* MATERIAL *

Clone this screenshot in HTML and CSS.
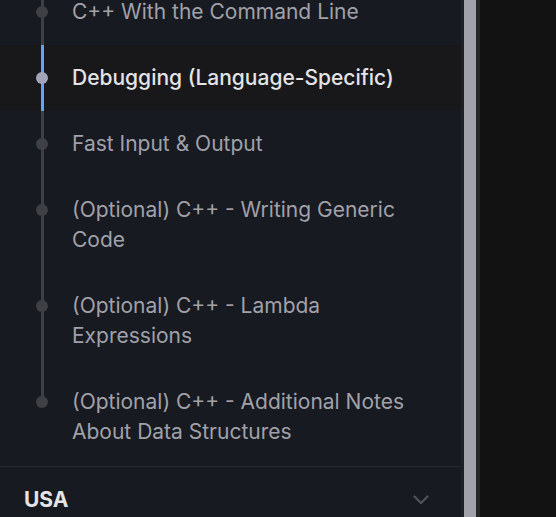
FILE: index.html
```html
<!DOCTYPE html>
<html>
<head>
<meta charset="utf-8">
<link rel="stylesheet" href="styles.css">
</head>
<body>
<div class="app">
  <aside class="sidebar">
    <ul class="steps">
      <li class="step"><span class="dot"></span>C++ With the Command Line</li>
      <li class="step active"><span class="dot"></span>Debugging (Language-Specific)</li>
      <li class="step"><span class="dot"></span>Fast Input &amp; Output</li>
      <li class="step"><span class="dot"></span>(Optional) C++ - Writing Generic Code</li>
      <li class="step"><span class="dot"></span>(Optional) C++ - Lambda Expressions</li>
      <li class="step last"><span class="dot"></span>(Optional) C++ - Additional Notes About Data Structures</li>
    </ul>
    <div class="section">
      <span class="section-title">USA</span>
      <svg class="chevron" width="16" height="10" viewBox="0 0 16 10"><path d="M1.5 1.5 L8 8 L14.5 1.5" fill="none" stroke="#52525b" stroke-width="2.2" stroke-linecap="round" stroke-linejoin="round"/></svg>
    </div>
  </aside>
  <div class="scrollbar"></div>
  <main class="main"></main>
</div>
</body>
</html>
```
FILE: styles.css
```css
* { box-sizing: border-box; }
html, body { margin: 0; padding: 0; height: 100%; background: #121212; overflow: hidden; }
body { font-family: Inter, "Noto Sans", sans-serif; }
.app { display: flex; height: 517px; }
.sidebar { width: 461px; flex: none; background: #171a21; overflow: hidden; }
.steps { list-style: none; margin: -21px 0 0 0; padding: 0; }
.step {
  position: relative;
  padding: 18px 40px 18px 72px;
  font-size: 21px;
  line-height: 30px;
  color: #a1a1aa;
}
.step::before {
  content: "";
  position: absolute;
  left: 41px;
  top: 0;
  bottom: 0;
  width: 3px;
  background: #3f3f46;
}
.step.last::before { bottom: auto; height: 33px; }
.step .dot {
  position: absolute;
  left: 36px;
  top: 27px;
  width: 12px;
  height: 12px;
  border-radius: 50%;
  background: #3f3f46;
  z-index: 1;
}
.step.active { background: #18181b; color: #e4e4e7; font-weight: 550; }
.step.active::before { background: #60a5fa; }
.step.active .dot { background: #a1a5b7; }
.section {
  border-top: 1px solid #262a31;
  margin-top: 1px;
  display: flex;
  align-items: center;
  justify-content: space-between;
  padding: 18px 32px 18px 24px;
}
.section-title { font-size: 21px; line-height: 30px; font-weight: 700; color: #e4e4e7; }
.chevron { display: block; }
.scrollbar { width: 19px; flex: none; background: linear-gradient(to right, #1c1f25 0 3px, #a1a1aa 3px 15px, #262626 15px 19px); }
.main { flex: 1; background: #121212; }
```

* GOAL *
Reproduce all of the data exactly; the pictures do not belong in the copy.

* SOLUTION FOR THIS TASK *
Clone this screenshot in HTML and CSS.
FILE: index.html
```html
<!DOCTYPE html>
<html>
<head>
<meta charset="utf-8">
<link rel="stylesheet" href="styles.css">
</head>
<body>
<div class="app">
  <aside class="sidebar">
    <ul class="steps">
      <li class="step"><span class="dot"></span>C++ With the Command Line</li>
      <li class="step active"><span class="dot"></span>Debugging (Language-Specific)</li>
      <li class="step"><span class="dot"></span>Fast Input &amp; Output</li>
      <li class="step"><span class="dot"></span>(Optional) C++ - Writing Generic Code</li>
      <li class="step"><span class="dot"></span>(Optional) C++ - Lambda Expressions</li>
      <li class="step last"><span class="dot"></span>(Optional) C++ - Additional Notes About Data Structures</li>
    </ul>
    <div class="section">
      <span class="section-title">USA</span>
      <svg class="chevron" width="16" height="10" viewBox="0 0 16 10"><path d="M1.5 1.5 L8 8 L14.5 1.5" fill="none" stroke="#52525b" stroke-width="2.2" stroke-linecap="round" stroke-linejoin="round"/></svg>
    </div>
  </aside>
  <div class="scrollbar"></div>
  <main class="main"></main>
</div>
</body>
</html>
```
FILE: styles.css
```css
* { box-sizing: border-box; }
html, body { margin: 0; padding: 0; height: 100%; background: #121212; overflow: hidden; }
body { font-family: Inter, "Noto Sans", sans-serif; }
.app { display: flex; height: 517px; }
.sidebar { width: 461px; flex: none; background: #171a21; overflow: hidden; }
.steps { list-style: none; margin: -21px 0 0 0; padding: 0; }
.step {
  position: relative;
  padding: 18px 40px 18px 72px;
  font-size: 21px;
  line-height: 30px;
  color: #a1a1aa;
}
.step::before {
  content: "";
  position: absolute;
  left: 41px;
  top: 0;
  bottom: 0;
  width: 3px;
  background: #3f3f46;
}
.step.last::before { bottom: auto; height: 33px; }
.step .dot {
  position: absolute;
  left: 36px;
  top: 27px;
  width: 12px;
  height: 12px;
  border-radius: 50%;
  background: #3f3f46;
  z-index: 1;
}
.step.active { background: #18181b; color: #e4e4e7; font-weight: 550; }
.step.active::before { background: #60a5fa; }
.step.active .dot { background: #a1a5b7; }
.section {
  border-top: 1px solid #262a31;
  margin-top: 1px;
  display: flex;
  align-items: center;
  justify-content: space-between;
  padding: 18px 32px 18px 24px;
}
.section-title { font-size: 21px; line-height: 30px; font-weight: 700; color: #e4e4e7; }
.chevron { display: block; }
.scrollbar { width: 19px; flex: none; background: linear-gradient(to right, #1c1f25 0 3px, #a1a1aa 3px 15px, #262626 15px 19px); }
.main { flex: 1; background: #121212; }
```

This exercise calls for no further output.